IE is confusing me :(((

Okay, so for some reason, on certain computers, the IE version of our home page is cluttered/messy and simply is not fitting properly. However, on other computers, the IE version of the site works perfectly.

Firefox however, works perfectly, regardless.

Is it the IE updated version, or is something with the coding? Please help! :ahh:

Sincerely,
Maria Deslis

http://www.shazbots.org

It looks the same for me in IE, Firefox and Chrome.

I believe what you are seeing is certain browser configurations rendering the markup differently. I ran the code through a validator and found that there are many elements out of place.

http://validator.w3.org/check?uri=http%3A%2F%2Fwww.shazbots.org%2F&charset=(detect+automatically)&doctype=Inline&group=0

This will cause IE to display differently.

Try and clean up the code and see how it renders.

HTH

Try and fix all of the errors that show up on the validation page.
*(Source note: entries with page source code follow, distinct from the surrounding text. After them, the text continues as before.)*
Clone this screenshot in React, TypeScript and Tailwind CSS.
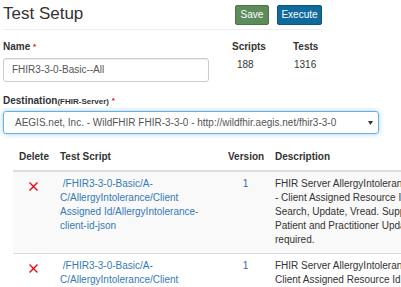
const rows = [
  {
    stripe: true,
    script: ["\u00a0/FHIR3-3-0-Basic/A-", "C/AllergyIntolerance/Client", "Assigned Id/AllergyIntolerance-", "client-id-json"],
    desc: [
      "FHIR Server AllergyIntolerance JSON Basic Operation Tests",
      "- Client Assigned Resource Id. Create, Delete, History, Read,",
      "Search, Update, Vread. Supports optional",
      "Patient and Practitioner Update/Create where",
      "required.",
    ],
  },
  {
    stripe: false,
    script: ["\u00a0/FHIR3-3-0-Basic/A-", "C/AllergyIntolerance/Client", "Assigned Id/AllergyIntolerance-", "client-id-xml"],
    desc: [
      "FHIR Server AllergyIntolerance XML Basic Operation Tests -",
      "Client Assigned Resource Id. Create, Delete, History, Read,",
      "Search, Update, Vread. Supports optional",
      "Patient and Practitioner Update/Create where",
      "required.",
    ],
  },
]

const RemoveIcon = () => (
  <svg width="9" height="9" viewBox="0 0 9 9" className="inline-block">
    <path d="M1 1 L8 8 M8 1 L1 8" stroke="#e8000b" strokeWidth="1.3" strokeLinecap="square" />
  </svg>
)

export default function App() {
  return (
    <div
      className="h-[287px] w-[401px] overflow-hidden bg-white text-[#333] text-[10px] leading-[14.2px]"
      style={{ fontFamily: '"Liberation Sans", Arial, sans-serif' }}
    >
      <div className="pl-[3px]">
        {/* header */}
        <div className="flex h-[30px] w-[319px] items-start justify-between border-b border-[#eee] pt-[4px]">
          <h3 className="text-[17px] leading-[20px] font-normal">Test Setup</h3>
          <div className="mt-[1px] flex gap-[8px]">
            <button className="h-[20px] w-[34px] rounded-[2px] border border-[#4c754c] bg-[#5d8b5c] text-[10px] text-white">
              Save
            </button>
            <button className="h-[20px] w-[45px] rounded-[2px] border border-[#0b5681] bg-[#106a9b] text-[10px] text-white">
              Execute
            </button>
          </div>
        </div>

        {/* name + counts */}
        <div className="mt-[10px] flex">
          <div className="w-[206px]">
            <label className="block font-bold">
              Name <span className="align-top text-[8px] text-[#e00]">*</span>
            </label>
            <div className="mt-[4px] flex h-[24px] items-center rounded-[3px] border border-[#ccc] pl-[8px] text-[#555] shadow-[inset_0_1px_1px_rgba(0,0,0,0.075)]">
              FHIR3-3-0-Basic--All
            </div>
          </div>
          <div className="ml-[23px] w-[61px]">
            <div className="font-bold">Scripts</div>
            <div className="mt-[4px] pl-[5px]">188</div>
          </div>
          <div>
            <div className="font-bold">Tests</div>
            <div className="mt-[4px] pl-[1px]">1316</div>
          </div>
        </div>

        {/* destination */}
        <div className="mt-[12px]">
          <label className="block font-bold">
            Destination<span className="text-[8px]">(FHIR-Server)</span>{" "}
            <span className="align-top text-[8px] text-[#e00]">*</span>
          </label>
          <div className="mt-[2px] flex h-[23px] w-[376px] items-center justify-between rounded-[3px] border border-[#66afe9] pl-[11px] pr-[5px] text-[#555] shadow-[0_0_5px_rgba(102,175,233,0.6)]">
            <span>AEGIS.net, Inc. - WildFHIR FHIR-3-3-0 - http://wildfhir.aegis.net/fhir3-3-0</span>
            <svg width="5" height="4" viewBox="0 0 5 4">
              <path d="M0 0 L5 0 L2.5 4 Z" fill="#333" />
            </svg>
          </div>
        </div>

        {/* table */}
        <table className="mt-[11px] ml-[10px] w-[560px] table-fixed border-collapse">
          <colgroup>
            <col className="w-[41px]" />
            <col className="w-[168px]" />
            <col className="w-[47px]" />
            <col />
          </colgroup>
          <thead>
            <tr className="border-b-2 border-[#ddd]">
              <th className="px-[6px] py-[5px] text-left font-bold">Delete</th>
              <th className="px-[6px] py-[5px] text-left font-bold">Test Script</th>
              <th className="px-[6px] py-[5px] text-left font-bold">Version</th>
              <th className="px-[6px] py-[5px] text-left font-bold">Description</th>
            </tr>
          </thead>
          <tbody>
            {rows.map((r, i) => (
              <tr key={i} className={`border-t border-[#ddd] align-top ${r.stripe ? "bg-[#f9f9f9]" : "bg-white"}`}>
                <td className="px-[6px] py-[5px] text-center">
                  <span className="inline-block pt-[3px]">
                    <RemoveIcon />
                  </span>
                </td>
                <td className="px-[6px] py-[5px] text-[#337ab7]">
                  {r.script.map((l, j) => (
                    <div key={j} className="whitespace-nowrap">{l}</div>
                  ))}
                </td>
                <td className="px-[6px] py-[5px] text-center text-[#2f6ea6]">1</td>
                <td className="px-[6px] py-[5px]">
                  {r.desc.map((l, j) => (
                    <div key={j} className="whitespace-nowrap">{l}</div>
                  ))}
                </td>
              </tr>
            ))}
          </tbody>
        </table>
      </div>
    </div>
  )
}
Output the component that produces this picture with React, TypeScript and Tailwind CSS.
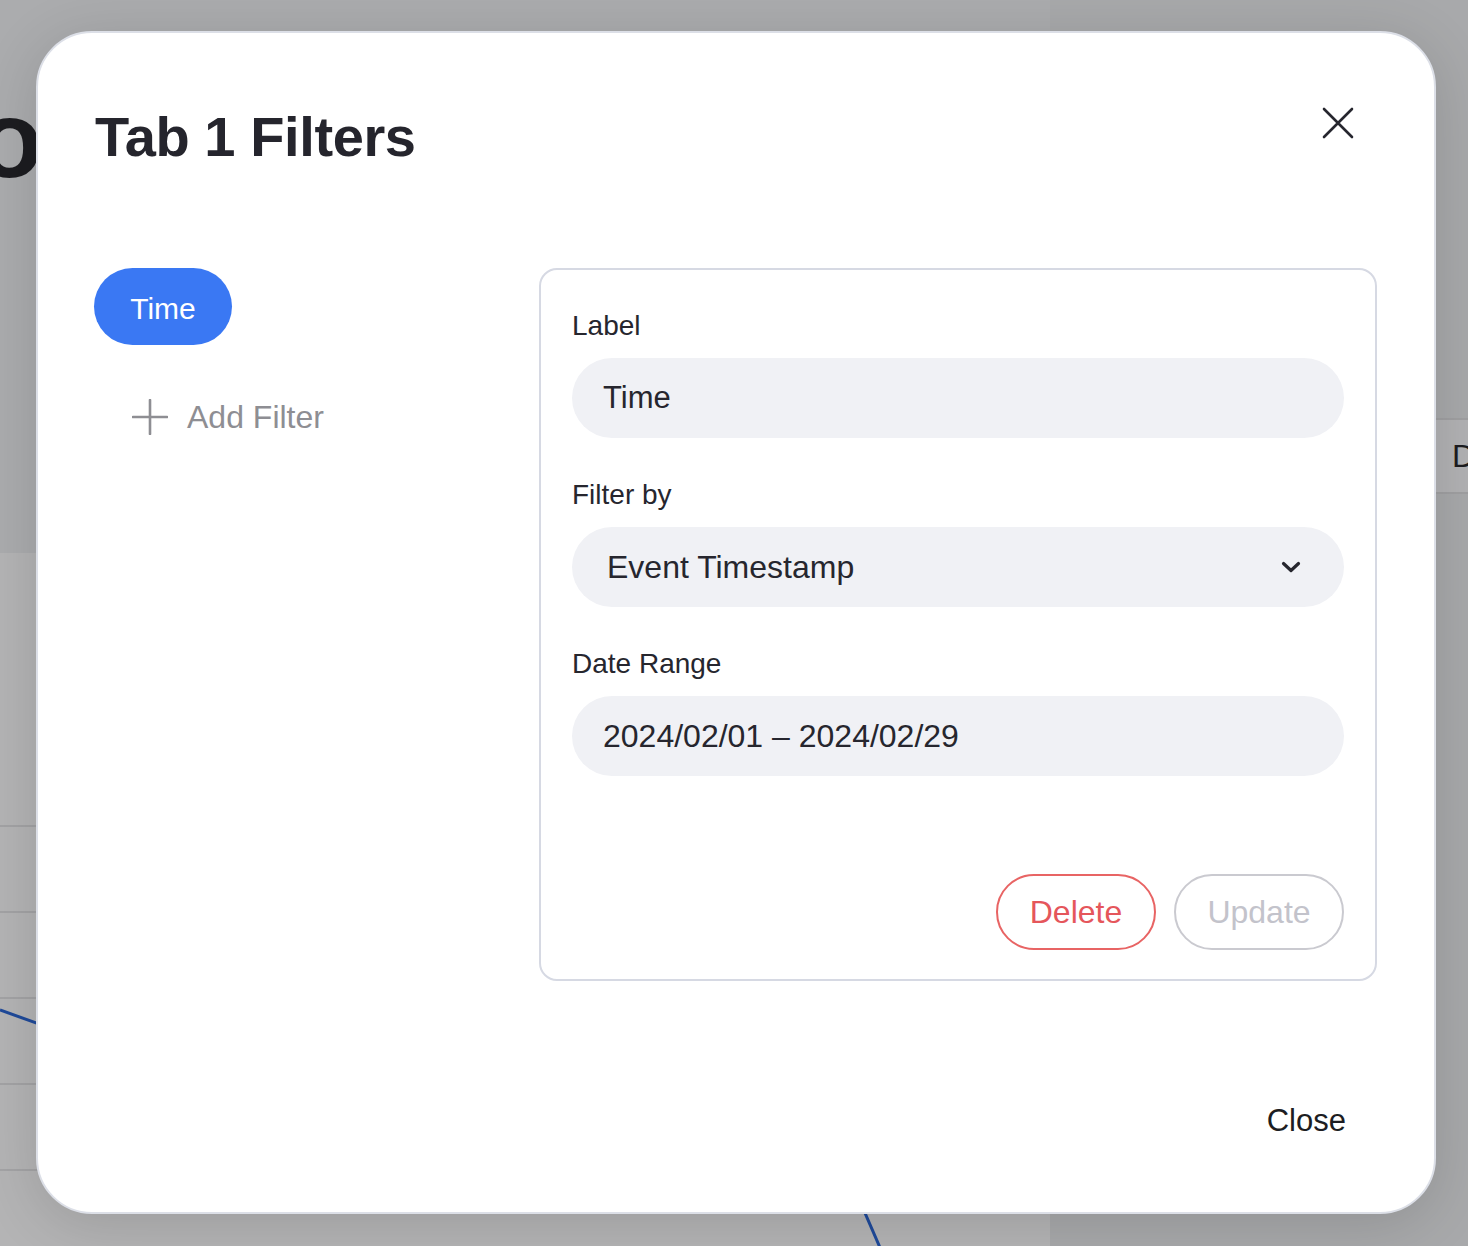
import React from "react"

function CloseIcon() {
  return (
    <svg width="32" height="32" viewBox="0 0 32 32" fill="none">
      <path d="M2 2L30 30M30 2L2 30" stroke="#26262e" strokeWidth="2.6" strokeLinecap="round" />
    </svg>
  )
}

function PlusIcon() {
  return (
    <svg width="36" height="36" viewBox="0 0 36 36" fill="none">
      <path d="M18 1V35M1 18H35" stroke="#8e8e93" strokeWidth="2.6" strokeLinecap="round" />
    </svg>
  )
}

function ChevronDown() {
  return (
    <svg width="20" height="14" viewBox="0 0 20 14" fill="none">
      <path d="M2.5 3.5L10 10.5L17.5 3.5" stroke="#26262e" strokeWidth="3.2" strokeLinecap="round" strokeLinejoin="round" />
    </svg>
  )
}

function Field({ label, children }: { label: string; children: React.ReactNode }) {
  return (
    <div className="flex flex-col">
      <div className="mb-[15px] h-[34px] text-[28px] leading-[34px] text-[#26262e]">{label}</div>
      {children}
    </div>
  )
}

export default function App() {
  return (
    <div className="relative h-[1246px] w-[1468px] overflow-hidden bg-[#adaeb0] font-['Liberation_Sans',Arial,sans-serif]">
      {/* dimmed page behind the dialog */}
      <div className="flex h-full">
        <div className="flex w-[1050px] shrink-0 flex-col">
          <div className="h-[553px] shrink-0 bg-[#abacae] pt-[84px]">
            <div className="-ml-[24px] text-[110px] font-bold leading-none text-[#1c1c20]">o</div>
          </div>
          <div className="relative flex-1 overflow-hidden bg-[#b4b4b5] pt-[272px]">
            {[0, 1, 2, 3, 4].map((i) => (
              <div key={i} className="h-[86px] border-t-2 border-[#a3a3a5]" />
            ))}
            <svg className="absolute left-0 top-0" width="1050" height="693" viewBox="0 0 1050 693" fill="none">
              <polyline points="0,457 400,600 855,637 888,713" stroke="#1f4a9a" strokeWidth="3" />
            </svg>
          </div>
        </div>
        <div className="min-w-0 flex-1 bg-[#a8a9ab] pt-[418px]">
          <div className="flex h-[76px] items-center border-y-2 border-[#a0a0a2] bg-[#b2b2b4] pl-[402px] text-[32px] text-[#1c1c20]">
            D
          </div>
        </div>
      </div>

      {/* dialog */}
      <div className="absolute left-[36px] top-[31px] flex h-[1183px] w-[1400px] flex-col rounded-[56px] border-2 border-[#dcdfe7] bg-white pl-[57px] pr-[57px] pt-[76px] shadow-[0_10px_60px_rgba(0,0,0,0.14)]">
        <div className="flex items-start justify-between">
          <h2 className="text-[56px] font-bold leading-[56px] tracking-[-0.4px] text-[#25252d]">Tab 1 Filters</h2>
          <button className="-mt-[2px] mr-[23px]">
            <CloseIcon />
          </button>
        </div>

        <div className="mt-[103px] flex">
          {/* filter list */}
          <div className="flex w-[444px] flex-col items-start">
            <div className="-ml-px flex h-[77px] w-[138px] items-center justify-center rounded-full bg-[#3a78f3] pt-[3px] text-[30px] text-white">
              Time
            </div>
            <div className="ml-[37px] mt-[54px] flex items-center gap-[19px]">
              <PlusIcon />
              <span className="text-[32px] leading-none text-[#8e8e93]">Add Filter</span>
            </div>
          </div>

          {/* filter editor */}
          <div className="flex h-[713px] flex-1 flex-col rounded-[18px] border-2 border-[#d6d9e3] px-[31px] pt-[39px]">
            <div className="flex flex-col gap-[40px]">
              <Field label="Label">
                <div className="flex h-[80px] items-center rounded-full bg-[#f0f1f5] pl-[31px] text-[31px] text-[#26262e]">
                  Time
                </div>
              </Field>
              <Field label="Filter by">
                <div className="flex h-[80px] items-center justify-between rounded-full bg-[#f0f1f5] pl-[35px] pr-[43px] text-[32px] text-[#26262e]">
                  <span>Event Timestamp</span>
                  <ChevronDown />
                </div>
              </Field>
              <Field label="Date Range">
                <div className="flex h-[80px] items-center rounded-full bg-[#f0f1f5] pl-[31px] text-[32px] text-[#26262e]">
                  2024/02/01 – 2024/02/29
                </div>
              </Field>
            </div>
            <div className="mt-[98px] flex justify-end gap-[18px]">
              <button className="h-[76px] w-[160px] rounded-full border-2 border-[#e86464] text-[32px] text-[#e5565b]">
                Delete
              </button>
              <button className="h-[76px] w-[170px] rounded-full border-2 border-[#cacad0] text-[32px] text-[#c3c3cb]">
                Update
              </button>
            </div>
          </div>
        </div>

        <div className="mt-auto flex justify-end pb-[68px] pr-[31px]">
          <button className="text-[31px] text-[#1d1d22]">Close</button>
        </div>
      </div>
    </div>
  )
}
That can fix some problems like this. If you need any help, or don’t know what these errors are for. You can PM me and I can help ya.
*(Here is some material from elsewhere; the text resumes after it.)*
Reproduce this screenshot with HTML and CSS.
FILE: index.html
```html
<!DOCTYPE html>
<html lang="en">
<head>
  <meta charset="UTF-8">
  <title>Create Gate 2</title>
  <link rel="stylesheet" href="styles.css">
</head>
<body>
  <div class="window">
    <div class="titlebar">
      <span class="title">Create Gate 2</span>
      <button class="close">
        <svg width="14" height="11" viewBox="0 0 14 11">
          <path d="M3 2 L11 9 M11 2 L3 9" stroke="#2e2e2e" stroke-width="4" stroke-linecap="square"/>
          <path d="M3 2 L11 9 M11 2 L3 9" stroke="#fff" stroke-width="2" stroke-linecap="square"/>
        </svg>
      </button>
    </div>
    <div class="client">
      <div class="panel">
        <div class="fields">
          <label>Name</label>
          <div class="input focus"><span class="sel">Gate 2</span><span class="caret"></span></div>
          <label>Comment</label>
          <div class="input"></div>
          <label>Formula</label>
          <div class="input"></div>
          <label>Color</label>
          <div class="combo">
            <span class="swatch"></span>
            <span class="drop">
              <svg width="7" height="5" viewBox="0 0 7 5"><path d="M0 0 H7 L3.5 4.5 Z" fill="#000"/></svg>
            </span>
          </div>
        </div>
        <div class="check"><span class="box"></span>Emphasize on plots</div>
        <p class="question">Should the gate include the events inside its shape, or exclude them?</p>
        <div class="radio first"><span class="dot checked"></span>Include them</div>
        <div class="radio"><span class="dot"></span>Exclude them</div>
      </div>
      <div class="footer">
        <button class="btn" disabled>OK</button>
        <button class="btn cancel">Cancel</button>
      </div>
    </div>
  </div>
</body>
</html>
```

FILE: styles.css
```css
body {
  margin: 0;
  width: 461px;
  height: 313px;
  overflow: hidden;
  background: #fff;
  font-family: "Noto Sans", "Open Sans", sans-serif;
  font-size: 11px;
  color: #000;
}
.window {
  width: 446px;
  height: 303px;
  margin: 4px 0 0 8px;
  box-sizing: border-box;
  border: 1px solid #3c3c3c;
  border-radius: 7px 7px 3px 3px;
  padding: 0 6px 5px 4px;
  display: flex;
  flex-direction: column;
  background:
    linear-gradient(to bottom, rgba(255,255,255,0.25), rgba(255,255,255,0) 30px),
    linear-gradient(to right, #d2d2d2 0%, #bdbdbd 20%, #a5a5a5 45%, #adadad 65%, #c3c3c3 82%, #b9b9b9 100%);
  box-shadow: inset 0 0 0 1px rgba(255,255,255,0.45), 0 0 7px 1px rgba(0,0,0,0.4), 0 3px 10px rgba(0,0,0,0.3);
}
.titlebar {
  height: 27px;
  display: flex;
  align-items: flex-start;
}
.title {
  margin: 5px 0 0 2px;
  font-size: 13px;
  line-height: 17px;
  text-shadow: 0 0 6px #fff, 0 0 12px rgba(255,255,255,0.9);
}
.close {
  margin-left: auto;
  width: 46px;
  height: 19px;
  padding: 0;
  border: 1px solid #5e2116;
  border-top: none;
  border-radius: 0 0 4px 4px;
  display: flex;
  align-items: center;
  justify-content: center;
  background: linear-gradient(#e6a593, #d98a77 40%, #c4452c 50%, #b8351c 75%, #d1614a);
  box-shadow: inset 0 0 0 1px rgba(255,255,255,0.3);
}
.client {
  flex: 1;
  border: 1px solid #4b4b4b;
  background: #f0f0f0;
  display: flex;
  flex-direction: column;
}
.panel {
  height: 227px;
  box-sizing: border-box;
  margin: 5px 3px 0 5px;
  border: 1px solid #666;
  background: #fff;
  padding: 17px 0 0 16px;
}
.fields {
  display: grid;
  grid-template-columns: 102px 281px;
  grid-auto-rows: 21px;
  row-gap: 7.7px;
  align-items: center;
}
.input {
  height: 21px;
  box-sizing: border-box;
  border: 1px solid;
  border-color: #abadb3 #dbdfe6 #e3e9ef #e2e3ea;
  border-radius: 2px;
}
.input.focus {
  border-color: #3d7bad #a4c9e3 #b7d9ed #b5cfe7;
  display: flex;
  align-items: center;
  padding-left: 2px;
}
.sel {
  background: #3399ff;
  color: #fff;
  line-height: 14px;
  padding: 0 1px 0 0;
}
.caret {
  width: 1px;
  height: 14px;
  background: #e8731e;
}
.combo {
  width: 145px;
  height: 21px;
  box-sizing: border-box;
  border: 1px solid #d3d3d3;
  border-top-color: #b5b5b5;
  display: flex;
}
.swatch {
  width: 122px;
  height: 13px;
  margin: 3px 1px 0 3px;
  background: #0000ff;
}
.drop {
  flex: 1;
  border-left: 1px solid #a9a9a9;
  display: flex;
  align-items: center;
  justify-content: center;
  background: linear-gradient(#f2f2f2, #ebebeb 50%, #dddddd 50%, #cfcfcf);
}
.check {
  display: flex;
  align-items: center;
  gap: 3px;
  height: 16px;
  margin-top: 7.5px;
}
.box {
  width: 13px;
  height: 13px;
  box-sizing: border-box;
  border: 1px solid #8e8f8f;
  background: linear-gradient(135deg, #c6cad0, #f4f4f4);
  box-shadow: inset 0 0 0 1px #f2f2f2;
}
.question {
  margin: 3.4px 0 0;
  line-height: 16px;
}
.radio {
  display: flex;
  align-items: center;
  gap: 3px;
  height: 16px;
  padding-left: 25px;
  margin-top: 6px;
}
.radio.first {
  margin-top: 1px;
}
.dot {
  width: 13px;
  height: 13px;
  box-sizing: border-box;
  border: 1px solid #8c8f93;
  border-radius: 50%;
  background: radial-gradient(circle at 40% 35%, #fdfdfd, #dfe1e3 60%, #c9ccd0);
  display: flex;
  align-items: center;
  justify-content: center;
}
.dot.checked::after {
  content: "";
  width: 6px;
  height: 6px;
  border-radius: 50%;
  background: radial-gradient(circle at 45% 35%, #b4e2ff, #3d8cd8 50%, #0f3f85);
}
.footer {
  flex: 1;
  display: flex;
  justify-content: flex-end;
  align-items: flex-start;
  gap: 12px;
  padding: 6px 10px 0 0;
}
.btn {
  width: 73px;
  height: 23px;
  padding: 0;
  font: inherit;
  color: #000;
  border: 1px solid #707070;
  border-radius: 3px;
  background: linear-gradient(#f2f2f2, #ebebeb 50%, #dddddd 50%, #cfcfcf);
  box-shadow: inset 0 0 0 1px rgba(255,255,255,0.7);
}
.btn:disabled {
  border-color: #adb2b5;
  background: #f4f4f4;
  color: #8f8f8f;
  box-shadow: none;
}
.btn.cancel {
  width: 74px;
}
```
Thank you so much you guys! It really did help when I used it! I finally figured things out thanks to that validation code! I really appreciate you guys taking the time to help. :slight_smile:

Things are now running smoothly in all browsers.
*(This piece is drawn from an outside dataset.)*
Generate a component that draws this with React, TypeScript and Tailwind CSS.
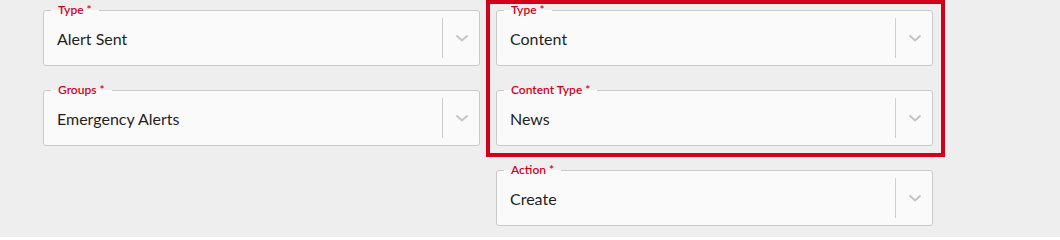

Do you guys know what browser the web judges check the site in?

No idea personally. I would say that you might want to check older versions of IE for sure. It’s notorious for not being standards compliant, and I had similar issues a couple months ago. Also, I noticed you’re using XHTML. I talked to someone a few weeks ago who does web design professionally, and it turns out that a lot of errors W3 spits out are bogus in XHTML. Here’s what I’ve got from him in an email:

The majority of the errors and warnings being displayed there are bogus. The validation engine is trying to parse your script section as html. Notice in the first script section of your page, there are html comment tags ( <!-- and -->) surrounding the whole script section, just inside the script tags. This will cause the html parser to ignore everything between those tags. Your second script section does not have the comments, and so the W3 parser is incorrectly trying to evaluate the validity of that section as if it were html, which it is not. Put the comment tags around that script block as it was done in the first one, and you will eliminate the bulk of the errors.

Then you can start working away at the remaining validation errors.
A few real errors I noticed are:
</img> - image tags do not have closing tags. remove the </img> tags.
id=“about us” - id and name attributes cannot have spaces in them.
id=content - attributes must be enclosed in quotation marks.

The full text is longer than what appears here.